● Request: Look below and pull out each line with the word "components".

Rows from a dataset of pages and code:
>> START

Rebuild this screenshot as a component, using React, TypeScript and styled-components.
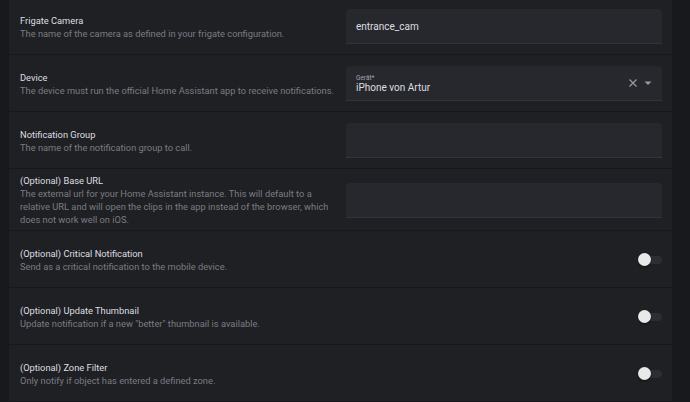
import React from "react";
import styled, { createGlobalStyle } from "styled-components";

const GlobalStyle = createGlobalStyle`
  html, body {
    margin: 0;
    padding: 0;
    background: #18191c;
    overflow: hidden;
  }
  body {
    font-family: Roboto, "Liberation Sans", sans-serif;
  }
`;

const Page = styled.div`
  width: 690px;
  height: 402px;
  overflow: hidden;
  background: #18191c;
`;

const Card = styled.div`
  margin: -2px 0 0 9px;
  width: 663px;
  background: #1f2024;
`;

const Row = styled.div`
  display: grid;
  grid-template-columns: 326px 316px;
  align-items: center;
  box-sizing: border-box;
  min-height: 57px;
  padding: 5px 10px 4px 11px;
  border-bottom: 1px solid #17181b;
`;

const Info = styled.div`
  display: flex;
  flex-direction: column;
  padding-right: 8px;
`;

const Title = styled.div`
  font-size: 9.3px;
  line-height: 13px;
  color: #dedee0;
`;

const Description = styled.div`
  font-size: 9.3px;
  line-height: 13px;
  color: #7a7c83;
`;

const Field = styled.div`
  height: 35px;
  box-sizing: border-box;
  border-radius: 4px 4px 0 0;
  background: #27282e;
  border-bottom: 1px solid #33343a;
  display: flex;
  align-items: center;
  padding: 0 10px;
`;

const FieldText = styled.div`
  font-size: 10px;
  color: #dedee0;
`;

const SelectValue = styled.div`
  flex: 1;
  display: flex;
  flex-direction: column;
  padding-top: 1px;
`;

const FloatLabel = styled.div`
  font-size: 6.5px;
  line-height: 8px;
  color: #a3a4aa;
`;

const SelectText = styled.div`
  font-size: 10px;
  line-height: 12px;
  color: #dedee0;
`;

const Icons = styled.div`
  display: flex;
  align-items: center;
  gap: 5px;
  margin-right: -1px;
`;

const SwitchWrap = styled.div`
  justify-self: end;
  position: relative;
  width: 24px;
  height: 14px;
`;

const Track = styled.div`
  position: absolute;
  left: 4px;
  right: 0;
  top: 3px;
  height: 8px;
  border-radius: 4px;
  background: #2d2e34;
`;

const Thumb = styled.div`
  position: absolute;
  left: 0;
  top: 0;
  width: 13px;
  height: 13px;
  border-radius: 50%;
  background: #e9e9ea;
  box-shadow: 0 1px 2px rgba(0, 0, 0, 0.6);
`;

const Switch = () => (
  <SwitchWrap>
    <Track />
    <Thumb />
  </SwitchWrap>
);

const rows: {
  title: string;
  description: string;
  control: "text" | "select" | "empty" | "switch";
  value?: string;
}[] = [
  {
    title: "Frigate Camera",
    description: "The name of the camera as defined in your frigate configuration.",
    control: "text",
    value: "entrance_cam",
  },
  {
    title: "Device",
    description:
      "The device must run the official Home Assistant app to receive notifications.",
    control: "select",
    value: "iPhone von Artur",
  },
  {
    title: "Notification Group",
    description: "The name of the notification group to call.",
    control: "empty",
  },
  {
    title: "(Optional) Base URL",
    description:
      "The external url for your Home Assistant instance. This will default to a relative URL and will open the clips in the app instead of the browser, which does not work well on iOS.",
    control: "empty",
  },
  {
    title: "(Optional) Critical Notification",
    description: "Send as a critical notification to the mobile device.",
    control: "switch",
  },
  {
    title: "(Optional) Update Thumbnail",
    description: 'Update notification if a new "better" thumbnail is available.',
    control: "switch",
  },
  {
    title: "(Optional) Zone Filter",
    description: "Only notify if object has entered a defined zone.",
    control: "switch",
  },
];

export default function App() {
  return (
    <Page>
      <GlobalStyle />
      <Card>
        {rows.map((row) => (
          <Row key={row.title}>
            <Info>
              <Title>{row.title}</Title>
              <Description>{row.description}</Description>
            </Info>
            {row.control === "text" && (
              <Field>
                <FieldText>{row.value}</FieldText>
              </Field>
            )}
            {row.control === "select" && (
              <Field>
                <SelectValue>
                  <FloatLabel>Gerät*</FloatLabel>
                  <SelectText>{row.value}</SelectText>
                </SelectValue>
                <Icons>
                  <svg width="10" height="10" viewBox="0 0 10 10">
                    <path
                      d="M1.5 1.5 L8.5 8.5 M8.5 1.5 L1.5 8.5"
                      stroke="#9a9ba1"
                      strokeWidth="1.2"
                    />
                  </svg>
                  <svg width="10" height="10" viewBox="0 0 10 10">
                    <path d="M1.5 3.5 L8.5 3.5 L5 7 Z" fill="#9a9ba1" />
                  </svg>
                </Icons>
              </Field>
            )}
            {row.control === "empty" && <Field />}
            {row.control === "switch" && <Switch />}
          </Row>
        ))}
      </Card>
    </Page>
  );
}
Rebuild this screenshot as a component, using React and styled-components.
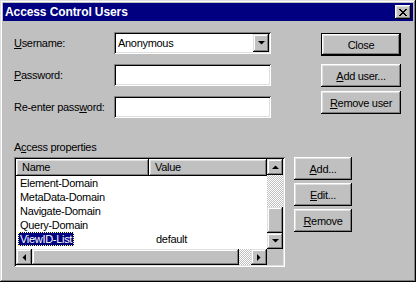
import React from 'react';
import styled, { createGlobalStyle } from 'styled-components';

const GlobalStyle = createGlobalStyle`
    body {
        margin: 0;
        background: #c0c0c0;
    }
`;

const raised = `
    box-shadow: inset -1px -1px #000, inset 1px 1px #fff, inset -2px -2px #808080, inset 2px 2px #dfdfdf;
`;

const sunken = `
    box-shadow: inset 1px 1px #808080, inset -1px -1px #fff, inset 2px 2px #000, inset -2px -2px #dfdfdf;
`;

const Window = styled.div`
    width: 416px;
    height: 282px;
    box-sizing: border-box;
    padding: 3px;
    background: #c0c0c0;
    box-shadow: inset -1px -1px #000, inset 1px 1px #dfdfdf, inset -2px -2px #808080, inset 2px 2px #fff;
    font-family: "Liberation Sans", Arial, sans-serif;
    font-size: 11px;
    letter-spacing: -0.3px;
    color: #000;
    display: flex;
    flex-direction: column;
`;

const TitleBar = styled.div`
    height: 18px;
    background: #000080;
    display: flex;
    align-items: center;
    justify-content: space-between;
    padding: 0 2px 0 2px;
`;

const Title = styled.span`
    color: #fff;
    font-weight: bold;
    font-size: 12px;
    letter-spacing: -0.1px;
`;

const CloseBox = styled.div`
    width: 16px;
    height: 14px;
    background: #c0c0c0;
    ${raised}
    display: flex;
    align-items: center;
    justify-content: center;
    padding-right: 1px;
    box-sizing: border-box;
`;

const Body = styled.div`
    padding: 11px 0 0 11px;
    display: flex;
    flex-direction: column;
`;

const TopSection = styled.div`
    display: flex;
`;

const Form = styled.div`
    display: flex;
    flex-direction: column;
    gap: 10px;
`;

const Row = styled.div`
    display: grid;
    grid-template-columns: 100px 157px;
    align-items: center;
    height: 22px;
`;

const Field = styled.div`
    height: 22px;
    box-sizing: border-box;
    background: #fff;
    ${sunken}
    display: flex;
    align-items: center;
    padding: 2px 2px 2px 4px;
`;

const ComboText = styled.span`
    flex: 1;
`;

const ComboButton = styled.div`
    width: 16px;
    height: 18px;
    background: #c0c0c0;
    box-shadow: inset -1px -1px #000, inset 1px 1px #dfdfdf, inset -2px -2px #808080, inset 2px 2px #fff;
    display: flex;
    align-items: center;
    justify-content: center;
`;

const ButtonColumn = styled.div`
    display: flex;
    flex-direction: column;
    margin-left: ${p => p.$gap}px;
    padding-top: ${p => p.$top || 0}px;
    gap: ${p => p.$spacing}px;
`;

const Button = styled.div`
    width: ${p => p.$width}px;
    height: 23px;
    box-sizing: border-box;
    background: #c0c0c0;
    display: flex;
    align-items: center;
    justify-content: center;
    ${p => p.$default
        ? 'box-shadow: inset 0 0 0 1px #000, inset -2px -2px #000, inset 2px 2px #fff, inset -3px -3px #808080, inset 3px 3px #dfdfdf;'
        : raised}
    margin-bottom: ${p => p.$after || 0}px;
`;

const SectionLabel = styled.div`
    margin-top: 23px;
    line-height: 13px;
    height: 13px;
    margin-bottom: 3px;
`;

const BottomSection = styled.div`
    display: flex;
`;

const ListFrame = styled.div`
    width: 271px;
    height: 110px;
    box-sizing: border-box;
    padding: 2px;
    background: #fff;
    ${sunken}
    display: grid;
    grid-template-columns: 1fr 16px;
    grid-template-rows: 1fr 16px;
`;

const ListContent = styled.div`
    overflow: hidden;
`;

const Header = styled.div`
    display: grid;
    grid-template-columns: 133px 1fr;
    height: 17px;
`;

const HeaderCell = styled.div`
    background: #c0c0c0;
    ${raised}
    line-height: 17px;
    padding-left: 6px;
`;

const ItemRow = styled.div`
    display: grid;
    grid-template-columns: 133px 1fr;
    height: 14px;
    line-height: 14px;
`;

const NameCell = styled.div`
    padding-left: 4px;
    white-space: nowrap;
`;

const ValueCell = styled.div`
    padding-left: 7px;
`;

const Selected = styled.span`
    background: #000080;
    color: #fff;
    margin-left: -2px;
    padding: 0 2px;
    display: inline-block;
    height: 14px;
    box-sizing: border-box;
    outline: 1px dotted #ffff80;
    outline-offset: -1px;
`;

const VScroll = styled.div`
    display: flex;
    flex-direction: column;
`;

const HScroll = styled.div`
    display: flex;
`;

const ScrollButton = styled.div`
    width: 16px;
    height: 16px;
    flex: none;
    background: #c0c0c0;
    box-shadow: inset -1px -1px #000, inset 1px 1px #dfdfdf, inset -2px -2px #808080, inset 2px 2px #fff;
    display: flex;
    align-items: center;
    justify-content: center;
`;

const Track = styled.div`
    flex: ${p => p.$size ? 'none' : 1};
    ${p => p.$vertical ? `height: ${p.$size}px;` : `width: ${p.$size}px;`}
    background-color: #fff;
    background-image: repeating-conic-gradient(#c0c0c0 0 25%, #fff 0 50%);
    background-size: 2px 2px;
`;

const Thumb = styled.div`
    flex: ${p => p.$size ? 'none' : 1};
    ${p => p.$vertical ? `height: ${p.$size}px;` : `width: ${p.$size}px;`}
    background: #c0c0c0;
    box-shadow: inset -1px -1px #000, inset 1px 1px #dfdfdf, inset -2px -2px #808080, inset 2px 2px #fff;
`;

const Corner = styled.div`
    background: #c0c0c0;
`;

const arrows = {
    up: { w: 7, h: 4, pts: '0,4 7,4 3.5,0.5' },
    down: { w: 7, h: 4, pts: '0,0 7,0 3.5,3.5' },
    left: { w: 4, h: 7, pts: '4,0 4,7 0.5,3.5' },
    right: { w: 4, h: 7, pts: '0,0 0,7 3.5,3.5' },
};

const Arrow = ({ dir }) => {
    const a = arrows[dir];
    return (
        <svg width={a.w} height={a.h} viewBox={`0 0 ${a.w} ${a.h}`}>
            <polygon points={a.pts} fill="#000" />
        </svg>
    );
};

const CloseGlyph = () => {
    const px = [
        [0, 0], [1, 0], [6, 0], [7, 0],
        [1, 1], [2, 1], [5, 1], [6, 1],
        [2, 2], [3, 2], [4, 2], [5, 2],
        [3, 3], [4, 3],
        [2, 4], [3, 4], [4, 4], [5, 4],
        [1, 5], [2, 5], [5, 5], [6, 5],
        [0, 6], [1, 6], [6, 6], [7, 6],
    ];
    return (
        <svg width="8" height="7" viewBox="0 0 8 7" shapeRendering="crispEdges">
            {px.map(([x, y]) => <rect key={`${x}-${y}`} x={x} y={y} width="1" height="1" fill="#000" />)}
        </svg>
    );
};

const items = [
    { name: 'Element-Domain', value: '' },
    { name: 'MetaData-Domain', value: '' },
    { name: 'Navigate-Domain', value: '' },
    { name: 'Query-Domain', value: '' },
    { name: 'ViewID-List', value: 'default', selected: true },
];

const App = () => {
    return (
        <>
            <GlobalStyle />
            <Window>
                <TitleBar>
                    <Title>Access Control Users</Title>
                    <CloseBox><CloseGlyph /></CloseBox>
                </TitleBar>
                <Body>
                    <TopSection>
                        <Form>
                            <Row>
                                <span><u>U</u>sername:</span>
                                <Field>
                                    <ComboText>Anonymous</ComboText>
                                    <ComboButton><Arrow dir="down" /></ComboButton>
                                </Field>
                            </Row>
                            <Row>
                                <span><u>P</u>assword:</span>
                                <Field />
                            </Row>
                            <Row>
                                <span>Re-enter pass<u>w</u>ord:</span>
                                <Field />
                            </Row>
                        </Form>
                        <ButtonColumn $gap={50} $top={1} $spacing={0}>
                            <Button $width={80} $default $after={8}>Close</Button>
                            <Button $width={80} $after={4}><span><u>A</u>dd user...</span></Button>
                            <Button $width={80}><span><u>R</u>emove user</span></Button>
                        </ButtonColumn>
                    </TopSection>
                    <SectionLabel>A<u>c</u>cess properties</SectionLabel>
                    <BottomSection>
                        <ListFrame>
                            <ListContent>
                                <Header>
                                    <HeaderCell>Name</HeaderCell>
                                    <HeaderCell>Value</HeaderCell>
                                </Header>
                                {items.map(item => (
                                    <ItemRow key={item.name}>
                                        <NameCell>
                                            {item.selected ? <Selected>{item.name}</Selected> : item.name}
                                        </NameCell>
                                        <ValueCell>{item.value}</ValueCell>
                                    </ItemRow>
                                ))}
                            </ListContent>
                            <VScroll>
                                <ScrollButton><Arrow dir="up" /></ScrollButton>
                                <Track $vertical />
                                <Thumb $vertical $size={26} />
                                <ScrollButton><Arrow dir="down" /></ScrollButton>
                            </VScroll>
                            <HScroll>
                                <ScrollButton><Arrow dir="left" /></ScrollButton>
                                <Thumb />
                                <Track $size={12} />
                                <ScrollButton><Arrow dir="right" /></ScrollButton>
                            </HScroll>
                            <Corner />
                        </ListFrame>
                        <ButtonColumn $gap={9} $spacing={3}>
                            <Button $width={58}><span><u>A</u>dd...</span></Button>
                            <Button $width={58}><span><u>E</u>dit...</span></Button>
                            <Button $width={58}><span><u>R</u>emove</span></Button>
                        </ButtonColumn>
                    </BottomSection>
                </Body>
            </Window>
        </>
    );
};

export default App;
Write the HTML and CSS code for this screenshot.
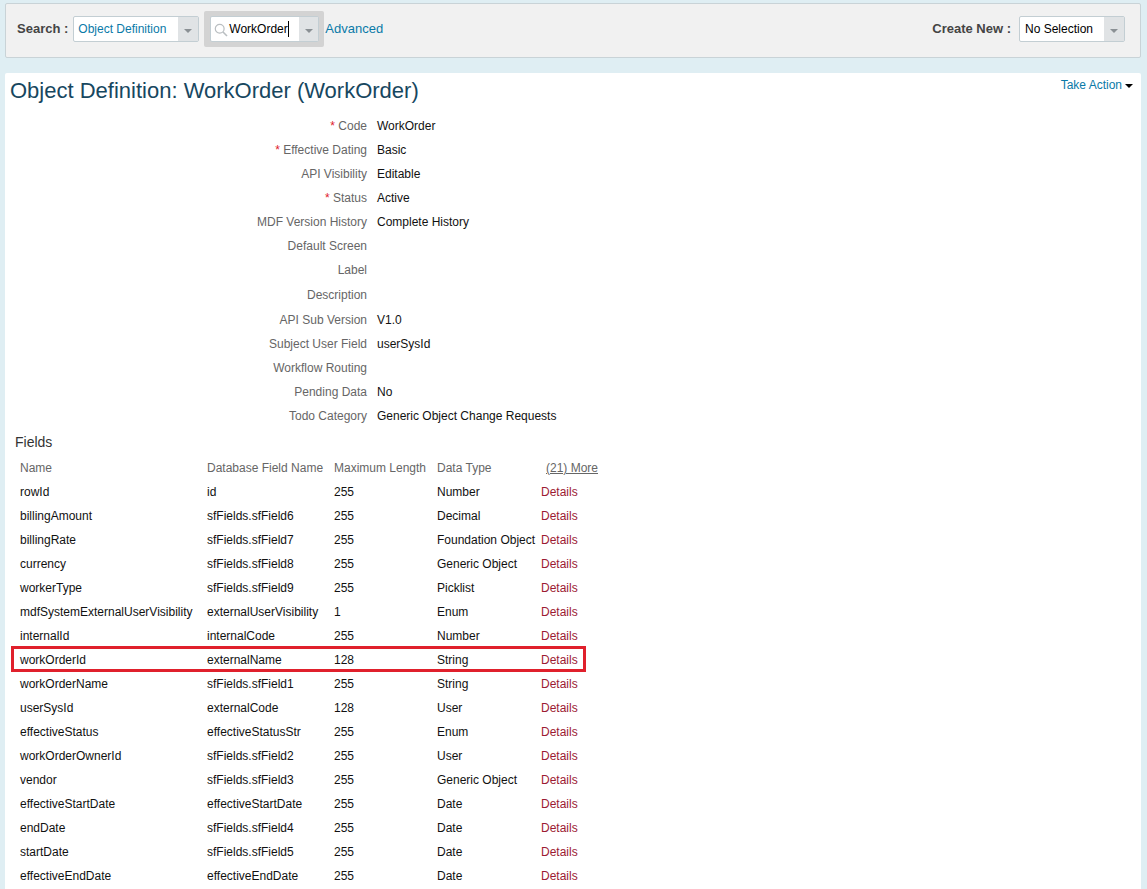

>> END

● Output for this exercise:
Rebuild this screenshot as a component, using React, TypeScript and styled-components.
import styled, { createGlobalStyle } from "styled-components";
Rebuild this screenshot as a component, using React and styled-components.
import styled, { createGlobalStyle } from 'styled-components';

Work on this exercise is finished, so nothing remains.